Like others, the alcohol industry has been significantly disrupted by the coronavirus pandemic. With bars and restaurants largely shuttered, brands have to find new ways to get their products top-of-mind for a consumer who, well, maybe is still drinking quite a lot at home.
Shifts in consumer habits are changing the way alcohol brands are marketing to consumers. And doing so effectively, according to Anheuser-Busch’s U.S. CMO Marcel Marcondes, requires knowing exactly where the consumer’s head is at. Across its many brands, the marketing has changed, but the core message stays the same. Bud Light is helping bars while Natty Light is helping students. Michelob is staying true to its message by supporting gyms while Stella Artois is supporting restaurants.
Adweek talked with Marcondes about how the alcohol giant has shifted its ad strategy over the last several weeks—and how the pandemic is going to change the marketing world in the long run.
The following has been edited for length and clarity.
Adweek: How do you see the coronavirus pandemic changing marketing broadly, and how has it impacted Anheuser-Busch’s approach to marketing this year?
Marcel Marcondes: It’s a very interesting period in time.

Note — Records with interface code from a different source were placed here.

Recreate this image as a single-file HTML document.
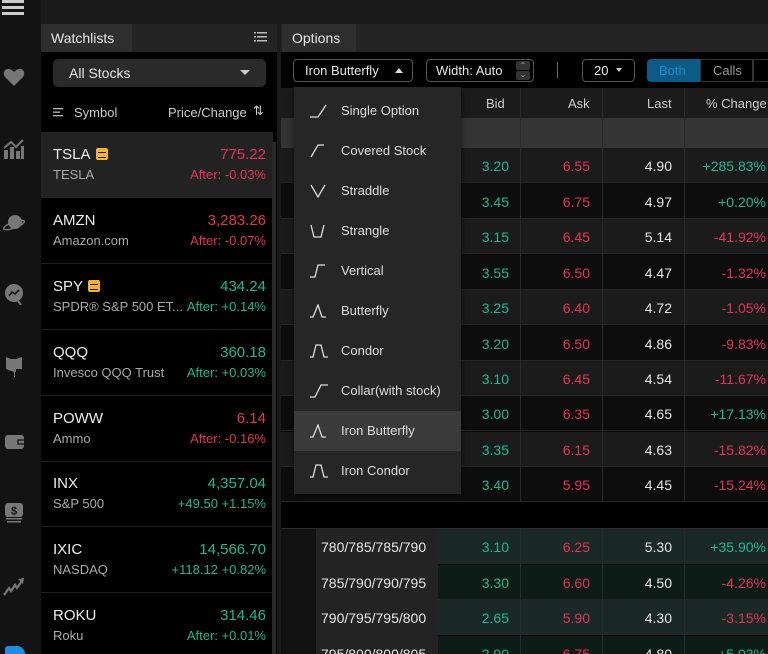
<!DOCTYPE html>
<html style="overflow:hidden;width:768px;height:654px"><head><meta charset="utf-8"><style>
*{margin:0;padding:0;box-sizing:border-box}
body{width:768px;height:654px;overflow:hidden;background:#0b0b0b;font-family:"Liberation Sans",sans-serif;color:#ddd;position:relative}
#wrap{position:absolute;left:0;top:0;width:768px;height:654px;overflow:hidden}
.a{position:absolute}
.g{color:#1db894}.r{color:#e3325c}.w{color:#e6e6e6}
.row{position:absolute;left:41px;width:232px;height:66px;border-bottom:1px solid #1e1e1e}
.row .s{position:absolute;left:12px;top:14px;font-size:15px;color:#eee}
.row .n{position:absolute;left:12px;top:35px;font-size:13px;color:#aaa;white-space:nowrap}
.row .p{position:absolute;right:7px;top:14px;font-size:15px}
.row .c{position:absolute;right:7px;top:35px;font-size:13px}
.note{display:inline-block;width:12px;height:12px;background:#f5b335;border-radius:2px;margin-left:5px;vertical-align:-1px;position:relative}
.note:after{content:"";position:absolute;left:2px;top:4px;width:8px;height:4px;border-top:1px solid #222;border-bottom:1px solid #222}
.tr{position:absolute;left:281px;width:487px;height:35px;border-bottom:1px solid #252525;font-size:14px}
.tr span{position:absolute;top:10px;text-align:right}
.b1{right:259px}.b2{right:178px}.b3{right:96px}.b4{right:2px}
.vl{position:absolute;top:88px;width:1px;height:566px;background:#2a2a2a}
.mi{position:absolute;left:294px;width:167px;height:40px;font-size:13px;color:#ddd}
.mi svg{position:absolute;left:16px;top:13px}
.mi span{position:absolute;left:47px;top:12px}
.ic{position:absolute;left:3px;width:22px;height:22px;fill:#777}
</style></head><body><div id="wrap">
<!-- sidebar -->
<div class="a" style="left:0;top:0;width:41px;height:654px;background:#131313"></div>
<div class="a" style="left:41px;top:0;width:727px;height:24px;background:#191919"></div>
<div class="a" style="left:2px;top:0;width:22px;height:3px;background:#ccc"></div>
<div class="a" style="left:2px;top:6px;width:22px;height:3px;background:#ccc"></div>
<div class="a" style="left:2px;top:12px;width:22px;height:3px;background:#ccc"></div>
<svg class="ic" style="top:66px" viewBox="0 0 22 22"><path d="M11 20 L2 11 C-1 7 2 2 6 3 C8 3 10 5 11 6 C12 5 14 3 16 3 C20 2 23 7 20 11Z"/></svg>
<svg class="ic" style="top:138px" viewBox="0 0 22 22"><rect x="1" y="12" width="4" height="9"/><rect x="7" y="9" width="4" height="12"/><rect x="13" y="13" width="4" height="8"/><rect x="18" y="8" width="3" height="13"/><path d="M1 10 L8 4 L13 9 L20 2" stroke="#777" stroke-width="2" fill="none"/></svg>
<svg class="ic" style="top:212px" viewBox="0 0 22 22"><circle cx="12" cy="10" r="7"/><ellipse cx="11" cy="13" rx="11" ry="3" fill="none" stroke="#777" stroke-width="1.5" transform="rotate(-20 11 13)"/></svg>
<svg class="ic" style="top:283px" viewBox="0 0 22 22"><circle cx="11" cy="10" r="9"/><path d="M15 18 L18 22" stroke="#777" stroke-width="2"/><path d="M6 13 L9 9 L12 11 L16 7" stroke="#131313" stroke-width="1.6" fill="none"/></svg>
<svg class="ic" style="top:355px" viewBox="0 0 22 22"><path d="M3 2 L8 4 L13 4 L19 2 L19 14 L13 14 L13 17 L12 17 L12 22 L11 22 L11 17 L3 14Z"/></svg>
<svg class="ic" style="top:431px" viewBox="0 0 22 22"><rect x="2" y="4" width="19" height="14" rx="3"/><path d="M21 9 L15 9 L15 13 L21 13" stroke="#131313" stroke-width="1.3" fill="none"/></svg>
<svg class="ic" style="top:502px" viewBox="0 0 22 22"><rect x="2" y="1" width="18" height="14" rx="3"/><rect x="3" y="16" width="16" height="1.5"/><rect x="4" y="19" width="14" height="1.5"/><text x="11" y="12.5" font-size="11" text-anchor="middle" fill="#131313" font-family="Liberation Sans" font-weight="bold">$</text></svg>
<svg class="ic" style="top:575px" viewBox="0 0 22 22"><path d="M1 20 L6 13 L8 16 L12 10 L14 13 L19 6" stroke="#777" stroke-width="2.2" fill="none"/><path d="M15 4 L21 3 L20 9Z"/></svg>
<div class="a" style="left:5px;top:646px;width:20px;height:8px;background:#1e8be6;border-radius:3px 8px 0 0"></div>

<!-- watchlist panel -->
<div class="a" style="left:41px;top:24px;width:236px;height:28px;background:#242424"></div>
<div class="a" style="left:41px;top:24px;width:91px;height:28px;background:#2e2e2e;font-size:14px;color:#e6e6e6;padding:6px 0 0 10px">Watchlists</div>
<svg class="a" style="left:254px;top:31px" width="13" height="11"><g fill="#bbb"><rect x="0" y="1" width="2" height="1.5"/><rect x="3" y="1" width="10" height="1.5"/><rect x="0" y="5" width="2" height="1.5"/><rect x="3" y="5" width="10" height="1.5"/><rect x="0" y="9" width="2" height="1.5"/><rect x="3" y="9" width="10" height="1.5"/></g></svg>
<div class="a" style="left:41px;top:52px;width:236px;height:602px;background:#000"></div>
<div class="a" style="left:53px;top:59px;width:213px;height:28px;background:#2a2a2a;border-radius:5px;font-size:14px;color:#e6e6e6;padding:6px 0 0 16px">All Stocks</div>
<div class="a" style="left:240px;top:70px;width:0;height:0;border-left:5px solid transparent;border-right:5px solid transparent;border-top:5px solid #ccc"></div>
<svg class="a" style="left:53px;top:107px" width="11" height="10"><g fill="#bbb"><rect y="1" width="10" height="1.3"/><rect y="4.5" width="7" height="1.3"/><rect y="8" width="10" height="1.3"/></g></svg>
<div class="a" style="left:74px;top:105px;font-size:13px;color:#ccc">Symbol</div>
<div class="a" style="left:168px;top:105px;font-size:13px;color:#ccc">Price/Change</div>
<div class="a" style="left:253px;top:103px;font-size:13px;color:#ccc">⇅</div>

<div class="row" style="top:132px;background:#222;border:none"><div class="s">TSLA<span class="note"></span></div><div class="n">TESLA</div><div class="p r">775.22</div><div class="c r">After: -0.03%</div></div>
<div class="row" style="top:198px"><div class="s">AMZN</div><div class="n">Amazon.com</div><div class="p r">3,283.26</div><div class="c r">After: -0.07%</div></div>
<div class="row" style="top:264px"><div class="s">SPY<span class="note"></span></div><div class="n">SPDR® S&amp;P 500 ET...</div><div class="p g">434.24</div><div class="c g">After: +0.14%</div></div>
<div class="row" style="top:330px"><div class="s">QQQ</div><div class="n">Invesco QQQ Trust</div><div class="p g">360.18</div><div class="c g">After: +0.03%</div></div>
<div class="row" style="top:396px"><div class="s">POWW</div><div class="n">Ammo</div><div class="p r">6.14</div><div class="c r">After: -0.16%</div></div>
<div class="row" style="top:461px"><div class="s">INX</div><div class="n">S&amp;P 500</div><div class="p g">4,357.04</div><div class="c g">+49.50 +1.15%</div></div>
<div class="row" style="top:527px"><div class="s">IXIC</div><div class="n">NASDAQ</div><div class="p g">14,566.70</div><div class="c g">+118.12 +0.82%</div></div>
<div class="row" style="top:593px;height:61px;border:none"><div class="s">ROKU</div><div class="n">Roku</div><div class="p g">314.46</div><div class="c g">After: +0.01%</div></div>
<div class="a" style="left:272px;top:142px;width:4px;height:512px;background:#2a2a2a"></div>
<div class="a" style="left:277px;top:24px;width:4px;height:630px;background:#1a1a1a"></div>

<!-- options panel -->
<div class="a" style="left:281px;top:24px;width:487px;height:28px;background:#242424"></div>
<div class="a" style="left:282px;top:24px;width:74px;height:28px;background:#2e2e2e;font-size:14px;color:#e6e6e6;padding:6px 0 0 10px">Options</div>
<div class="a" style="left:281px;top:52px;width:487px;height:36px;background:#000"></div>
<div class="a" style="left:293px;top:59px;width:120px;height:23px;border:1px solid #555;border-radius:4px;font-size:13px;color:#e6e6e6;padding:3px 0 0 11px">Iron Butterfly</div>
<div class="a" style="left:395px;top:68px;border-left:4px solid transparent;border-right:4px solid transparent;border-bottom:5px solid #ddd"></div>
<div class="a" style="left:426px;top:59px;width:108px;height:23px;border:1px solid #555;border-radius:4px;font-size:13px;color:#e6e6e6;padding:3px 0 0 9px">Width: Auto</div>
<div class="a" style="left:516px;top:61px;width:14px;height:9px;background:#333;border-radius:2px;font-size:8px;color:#aaa;text-align:center;line-height:9px">⌃</div>
<div class="a" style="left:516px;top:71px;width:14px;height:9px;background:#333;border-radius:2px;font-size:8px;color:#aaa;text-align:center;line-height:7px">⌄</div>
<div class="a" style="left:557px;top:62px;width:1px;height:16px;background:#666"></div>
<div class="a" style="left:582px;top:59px;width:53px;height:23px;border:1px solid #555;border-radius:4px;font-size:13px;color:#e6e6e6;padding:3px 0 0 11px">20</div>
<div class="a" style="left:616px;top:68px;border-left:3.5px solid transparent;border-right:3.5px solid transparent;border-top:4px solid #ccc"></div>
<div class="a" style="left:647px;top:59px;width:53px;height:23px;background:#0d5a86;border-radius:4px 0 0 4px;font-size:13px;color:#2486c4;padding:4px 0 0 12px">Both</div>
<div class="a" style="left:700px;top:59px;width:53px;height:23px;border:1px solid #333;font-size:13px;color:#999;padding:3px 0 0 12px">Calls</div>
<div class="a" style="left:753px;top:59px;width:20px;height:23px;border:1px solid #333"></div>

<div class="a" style="left:281px;top:88px;width:487px;height:30px;background:#1b1b1b"></div>
<div class="a" style="left:486px;top:96px;font-size:13px;color:#ccc">Bid</div>
<div class="a" style="left:568px;top:96px;font-size:13px;color:#ccc">Ask</div>
<div class="a" style="left:647px;top:96px;font-size:13px;color:#ccc">Last</div>
<div class="a" style="left:706px;top:96px;font-size:13px;color:#ccc">% Change</div>
<div class="a" style="left:281px;top:118px;width:487px;height:30px;background:#343434"></div>

<div class="tr" style="top:148px;background:#1b1b1b"><span class="b1 g">3.20</span><span class="b2 r">6.55</span><span class="b3 w">4.90</span><span class="b4 g">+285.83%</span></div>
<div class="tr" style="top:184px;background:#0d0d0d"><span class="b1 g">3.45</span><span class="b2 r">6.75</span><span class="b3 w">4.97</span><span class="b4 g">+0.20%</span></div>
<div class="tr" style="top:219px;background:#1b1b1b"><span class="b1 g">3.15</span><span class="b2 r">6.45</span><span class="b3 w">5.14</span><span class="b4 r">-41.92%</span></div>
<div class="tr" style="top:255px;background:#0d0d0d"><span class="b1 g">3.55</span><span class="b2 r">6.50</span><span class="b3 w">4.47</span><span class="b4 r">-1.32%</span></div>
<div class="tr" style="top:290px;background:#1b1b1b"><span class="b1 g">3.25</span><span class="b2 r">6.40</span><span class="b3 w">4.72</span><span class="b4 r">-1.05%</span></div>
<div class="tr" style="top:326px;background:#0d0d0d"><span class="b1 g">3.20</span><span class="b2 r">6.50</span><span class="b3 w">4.86</span><span class="b4 r">-9.83%</span></div>
<div class="tr" style="top:361px;background:#1b1b1b"><span class="b1 g">3.10</span><span class="b2 r">6.45</span><span class="b3 w">4.54</span><span class="b4 r">-11.67%</span></div>
<div class="tr" style="top:396px;background:#0d0d0d"><span class="b1 g">3.00</span><span class="b2 r">6.35</span><span class="b3 w">4.65</span><span class="b4 g">+17.13%</span></div>
<div class="tr" style="top:432px;background:#1b1b1b"><span class="b1 g">3.35</span><span class="b2 r">6.15</span><span class="b3 w">4.63</span><span class="b4 r">-15.82%</span></div>
<div class="tr" style="top:467px;background:#0d0d0d"><span class="b1 g">3.40</span><span class="b2 r">5.95</span><span class="b3 w">4.45</span><span class="b4 r">-15.24%</span></div>

<div class="tr" style="top:529px;background:#1a2925"><span class="b1 g">3.10</span><span class="b2 r">6.25</span><span class="b3 w">5.30</span><span class="b4 g">+35.90%</span></div>
<div class="tr" style="top:565px;background:#0e1c18"><span class="b1 g">3.30</span><span class="b2 r">6.60</span><span class="b3 w">4.50</span><span class="b4 r">-4.26%</span></div>
<div class="tr" style="top:600px;background:#1a2925"><span class="b1 g">2.65</span><span class="b2 r">5.90</span><span class="b3 w">4.30</span><span class="b4 r">-3.15%</span></div>
<div class="tr" style="top:636px;height:18px;border:none;background:#0e1c18"><span class="b1 g">2.90</span><span class="b2 r">6.75</span><span class="b3 w">4.80</span><span class="b4 g">+5.03%</span></div>
<div class="a" style="left:281px;top:529px;width:35px;height:125px;background:#111"></div>
<div class="a" style="left:316px;top:529px;width:122px;height:125px;background:#232323"></div>
<div class="a w" style="left:321px;top:539px;font-size:14px">780/785/785/790</div>
<div class="a w" style="left:321px;top:575px;font-size:14px">785/790/790/795</div>
<div class="a w" style="left:321px;top:610px;font-size:14px">790/795/795/800</div>
<div class="a w" style="left:321px;top:646px;font-size:14px;height:8px;overflow:hidden;line-height:16px">795/800/800/805</div>
<div class="vl" style="left:520px;height:414px"></div><div class="vl" style="left:602px;height:414px"></div><div class="vl" style="left:684px;height:414px"></div>
<div class="vl" style="left:520px;top:529px;height:125px"></div><div class="vl" style="left:602px;top:529px;height:125px"></div><div class="vl" style="left:684px;top:529px;height:125px"></div>
<div class="a" style="left:281px;top:502px;width:487px;height:27px;background:#000;border-bottom:1px solid #2a2a2a"></div>

<!-- dropdown -->
<div class="a" style="left:294px;top:87px;width:167px;height:407px;background:#262626;box-shadow:0 2px 6px rgba(0,0,0,.6)"></div>
<div class="a" style="left:294px;top:411px;width:167px;height:40px;background:#3a3a3a"></div>
<div class="mi" style="top:91px"><svg width="18" height="14"><path d="M0 13H8L16 1" stroke="#ddd" stroke-width="1.3" fill="none"/></svg><span>Single Option</span></div>
<div class="mi" style="top:131px"><svg width="18" height="14"><path d="M1 13L8 1H14" stroke="#ddd" stroke-width="1.3" fill="none"/></svg><span>Covered Stock</span></div>
<div class="mi" style="top:171px"><svg width="18" height="14"><path d="M1 1L8 13L15 1" stroke="#ddd" stroke-width="1.3" fill="none"/></svg><span>Straddle</span></div>
<div class="mi" style="top:211px"><svg width="18" height="14"><path d="M1 1L4 13H11L14 1" stroke="#ddd" stroke-width="1.3" fill="none"/></svg><span>Strangle</span></div>
<div class="mi" style="top:251px"><svg width="18" height="14"><path d="M0 13H5L8 1H15" stroke="#ddd" stroke-width="1.3" fill="none"/></svg><span>Vertical</span></div>
<div class="mi" style="top:291px"><svg width="18" height="14"><path d="M0 13H3L8 1L12 13H16" stroke="#ddd" stroke-width="1.3" fill="none"/></svg><span>Butterfly</span></div>
<div class="mi" style="top:331px"><svg width="18" height="14"><path d="M0 13H3L6 1H11L14 13H18" stroke="#ddd" stroke-width="1.3" fill="none"/></svg><span>Condor</span></div>
<div class="mi" style="top:371px"><svg width="18" height="14"><path d="M0 13H5L11 1H18" stroke="#ddd" stroke-width="1.3" fill="none"/></svg><span>Collar(with stock)</span></div>
<div class="mi" style="top:411px"><svg width="18" height="14"><path d="M0 13H3L8 1L12 13H16" stroke="#ddd" stroke-width="1.3" fill="none"/></svg><span>Iron Butterfly</span></div>
<div class="mi" style="top:451px"><svg width="18" height="14"><path d="M0 13H3L6 1H11L14 13H18" stroke="#ddd" stroke-width="1.3" fill="none"/></svg><span>Iron Condor</span></div>
</div></body></html>
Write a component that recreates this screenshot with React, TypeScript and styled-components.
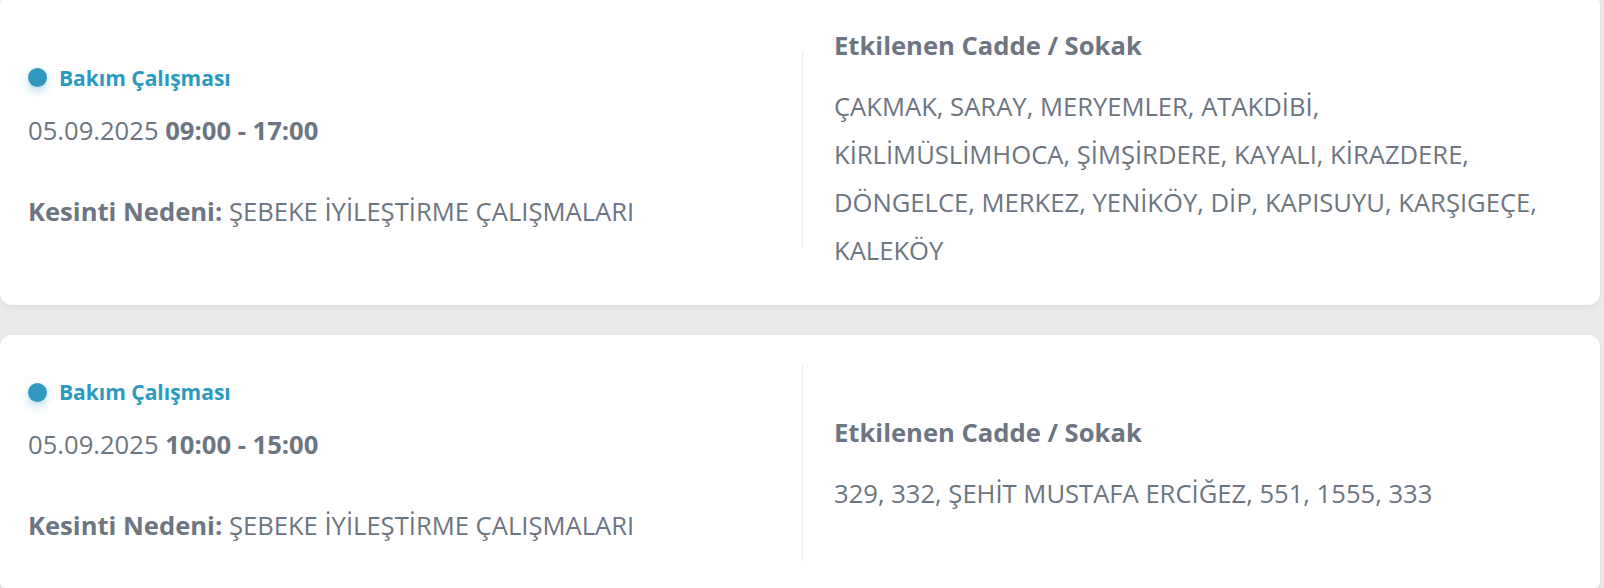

I have always been a big advocate of being people-centric, of really putting people first in everything we do so that we can make ourselves and our brands relevant to consumers, instead of trying to convince consumers to fit to what we do. In times like this, there is no other way to do marketing. Things are changing so fast, and people have so many relevant important needs, that the only way for you to really be relevant is by adding tangible value for people. So I’m a big believer that the world is going to be significantly different after this thing goes away. Marketing is going to get to a better place overall, because now there is no way out. Everybody has to focus on people and brands have to be extremely relevant for consumers if you want to have a chance.
So more than ever, we were using all the tools and other technologies we have to be as close as possible to people, so that we can understand how their behaviors are changing: as consumers, as shoppers, as human beings, so that we can really identify what they’re going through for the need for they’re looking for and how we can make sure our brands will be relevant for them. Never self-serving, but looking for ways to add value to their needs.
The first decision we made was to get out of advertising mode. And to get to this ‘relevance and action’ kind of mode. Long story short, we pivoted completely all the brand plans in our entire portfolio to really, really understand: “What’s the key consumer group that each one of our brands connect with, and how we could make sure that we would not be advertising, that we would be adding value to what consumers need in times like this?”
What are some examples of how you changed your marketing plans?
At the beginning, people were extremely concerned about how to fight the virus and whether we would have the right structure to address that. So this is why we connected our first initiatives on that theater. We converted our lines to do hand sanitizers. We reached out to leagues and sports teams to say, “Hey, let’s convert all the venues, as many as we can in the country into Red Cross support centers, so that you can support people.” And this is one of the things that I love the most because it’s really meaningful and we’re doing this already in many states and makes a big difference.